--- Begin STORED DATA ---

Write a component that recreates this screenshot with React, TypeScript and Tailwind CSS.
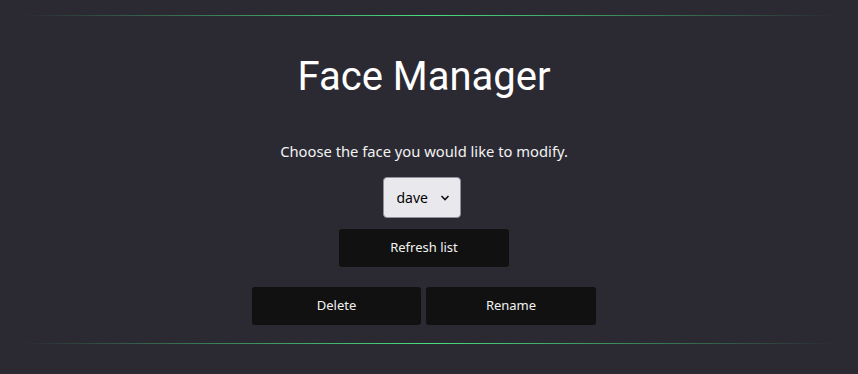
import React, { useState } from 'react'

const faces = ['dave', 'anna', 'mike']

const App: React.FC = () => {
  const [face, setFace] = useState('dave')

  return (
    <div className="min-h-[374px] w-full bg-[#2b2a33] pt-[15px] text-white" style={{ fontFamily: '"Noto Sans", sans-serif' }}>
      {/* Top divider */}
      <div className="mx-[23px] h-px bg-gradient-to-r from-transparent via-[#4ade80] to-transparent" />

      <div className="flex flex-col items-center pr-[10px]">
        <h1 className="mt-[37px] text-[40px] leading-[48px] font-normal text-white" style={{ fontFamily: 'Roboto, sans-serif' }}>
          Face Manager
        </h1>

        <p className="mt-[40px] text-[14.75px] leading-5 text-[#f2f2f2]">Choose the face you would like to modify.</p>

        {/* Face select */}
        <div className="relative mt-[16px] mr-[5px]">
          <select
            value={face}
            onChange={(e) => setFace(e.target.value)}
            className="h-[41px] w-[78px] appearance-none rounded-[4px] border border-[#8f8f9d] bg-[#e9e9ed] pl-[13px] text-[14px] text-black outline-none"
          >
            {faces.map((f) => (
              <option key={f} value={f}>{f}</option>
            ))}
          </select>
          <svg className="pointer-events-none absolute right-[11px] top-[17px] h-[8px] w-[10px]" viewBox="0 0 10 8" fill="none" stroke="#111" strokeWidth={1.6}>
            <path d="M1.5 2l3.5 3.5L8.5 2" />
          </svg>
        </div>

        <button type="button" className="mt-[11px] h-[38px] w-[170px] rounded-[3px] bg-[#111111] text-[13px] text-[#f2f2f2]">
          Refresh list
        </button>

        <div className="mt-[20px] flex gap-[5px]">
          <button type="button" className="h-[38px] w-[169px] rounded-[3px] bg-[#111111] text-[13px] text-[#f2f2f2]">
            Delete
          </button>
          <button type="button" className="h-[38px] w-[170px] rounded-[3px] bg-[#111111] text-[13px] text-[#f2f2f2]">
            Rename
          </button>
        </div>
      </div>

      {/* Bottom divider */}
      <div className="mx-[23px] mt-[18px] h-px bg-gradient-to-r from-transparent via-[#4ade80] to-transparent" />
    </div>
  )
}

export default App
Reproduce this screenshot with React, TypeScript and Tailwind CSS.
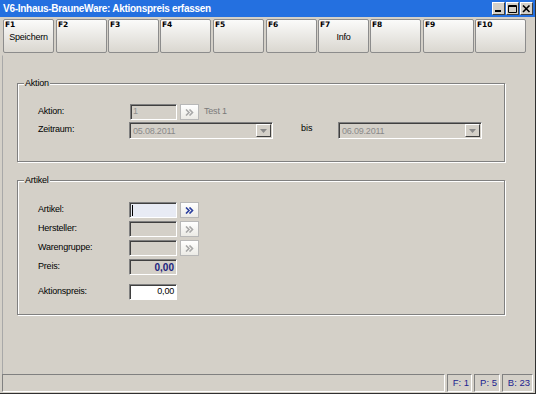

--- End STORED DATA ---

Quote, exactly and only, the lines from the first line of the data above through the line containing "const [face, setFace] = useState('dave')". The pictures do not belong in it.

Write a component that recreates this screenshot with React, TypeScript and Tailwind CSS.
import React, { useState } from 'react'

const faces = ['dave', 'anna', 'mike']

const App: React.FC = () => {
  const [face, setFace] = useState('dave')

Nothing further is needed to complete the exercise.